Digi has discovered a potential race condition in the RHEL 2.1/3
kernel tty layer. They are working with a customer with an extremely
large multiport serial configuration, and they think the TTY layer is
hitting this race.
Digi describes the race as follows:
"For example, lets say the tty isn't "real_raw", but is "raw",
and the data coming in is say 10 bytes of regular data...
We will go into the "else" clause of that real_raw statement,
which unlocks the read_lock, then it walks the 10 bytes passing each
byte to receive_char.
In receive_char, if the tty is "raw", it calls put_tty_queue().
Finally, in put_tty_queue() it locks read_lock, dumps the byte, and
But there is no check in put_tty_queue (or in the dump of the byte),
that the read_buf didn't get set to NULL by the close() routine
during the time the read_lock was not held.
(ie, the byte for byte walking of those 10 bytes)."
We need to deal with this race. :)
Tom, please open a separate bug for RHEL 3. This one
will apply only to RHEL 2.1. Thanks. -ernie
Opened BZ 131674 for RHEL 3.
*** Bug 122729 has been marked as a duplicate of this bug. ***
Created attachment 103431 [details]
clean up of digi's patch to fix tty race condition
revision on digi's patch to clean up missing race points outside of added locks
This patch still has nothing to do with the real bug.

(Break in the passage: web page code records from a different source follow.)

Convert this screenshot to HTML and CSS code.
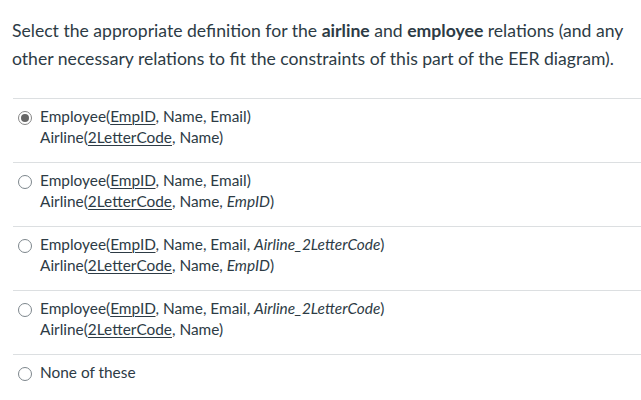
FILE: index.html
```html
<!DOCTYPE html>
<html>
<head>
<meta charset="utf-8">
<link rel="stylesheet" href="styles.css">
</head>
<body>
<div class="question">
  <p class="prompt">Select the appropriate definition for the <strong>airline</strong> and <strong>employee</strong> relations (and any other necessary relations to fit the constraints of this part of the EER diagram).</p>
  <div class="answers">
    <label class="answer">
      <span class="radio checked"></span>
      <span class="text">Employee(<u>EmpID</u>, Name, Email)<br>Airline(<u>2LetterCode</u>, Name)</span>
    </label>
    <label class="answer">
      <span class="radio"></span>
      <span class="text">Employee(<u>EmpID</u>, Name, Email)<br>Airline(<u>2LetterCode</u>, Name, <em>EmpID</em>)</span>
    </label>
    <label class="answer">
      <span class="radio"></span>
      <span class="text">Employee(<u>EmpID</u>, Name, Email, <em>Airline_2LetterCode</em>)<br>Airline(<u>2LetterCode</u>, Name, <em>EmpID</em>)</span>
    </label>
    <label class="answer">
      <span class="radio"></span>
      <span class="text">Employee(<u>EmpID</u>, Name, Email, <em>Airline_2LetterCode</em>)<br>Airline(<u>2LetterCode</u>, Name)</span>
    </label>
    <label class="answer">
      <span class="radio"></span>
      <span class="text">None of these</span>
    </label>
  </div>
</div>
</body>
</html>
```
FILE: styles.css
```css
html, body {
  margin: 0;
  padding: 0;
  background: #fff;
}
body {
  font-family: Lato, "Open Sans", sans-serif;
  color: #2d3b45;
}
.question {
  padding: 0 0 0 12px;
}
.prompt {
  margin: 0;
  padding-top: 17px;
  font-size: 17.6px;
  line-height: 28px;
  width: 625px;
}
.prompt strong {
  font-weight: 700;
}
.answers {
  margin-top: 25px;
  margin-left: 1px;
}
.answer {
  display: flex;
  align-items: flex-start;
  border-top: 1px solid #dcdfe1;
  padding: 7px 0 14px 5px;
  font-size: 15.4px;
  line-height: 21px;
}
.answer .radio {
  flex: none;
  width: 12px;
  height: 12px;
  border: 1px solid #7d868c;
  border-radius: 50%;
  margin: 5px 8px 0 0;
  position: relative;
  background: #fff;
}
.answer .radio.checked {
  border-color: #858585;
}
.answer .radio.checked::after {
  content: "";
  position: absolute;
  left: 2px;
  top: 2px;
  width: 8px;
  height: 8px;
  border-radius: 50%;
  background: #666;
}
.text u {
  text-decoration-thickness: 1px;
  text-underline-offset: 2px;
}
```
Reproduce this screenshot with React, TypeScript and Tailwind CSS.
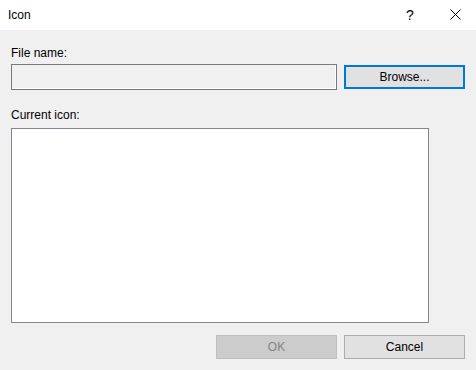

You have to fix
this at the ldisc level not within n_tty.
(joining in from Bug 122729)
So you _do_ think it is a bug in the tty/line discipline layer?
This is an area of the kernel where I severely lack experience.
Can you point to any resources where this is discussed e.g. in LKML?
Is it fixed in EL3.0, or kernel 2.6.x?
There were multiple bugs in the driver code I looked at which would
cause crashes and were driver side bugs. There is also a slightly odd
corner case in the case of a line discipline change occurring at the
exact momemt data is delivered by interrupt to the ldisc handler. In
that situation the following can occur
ldisc->close is called
While running or just after ldisc->receive.. is called
The bug appears to be in both 2.4 and 2.6
The concept for a fix I'd propose is that we create a "null" ldisc
that way we can fix the race by setting the tty ldisc to the
null_ldisc before we called ->close on the previous ldisc. [We can't
open the new one first without fairly major changes]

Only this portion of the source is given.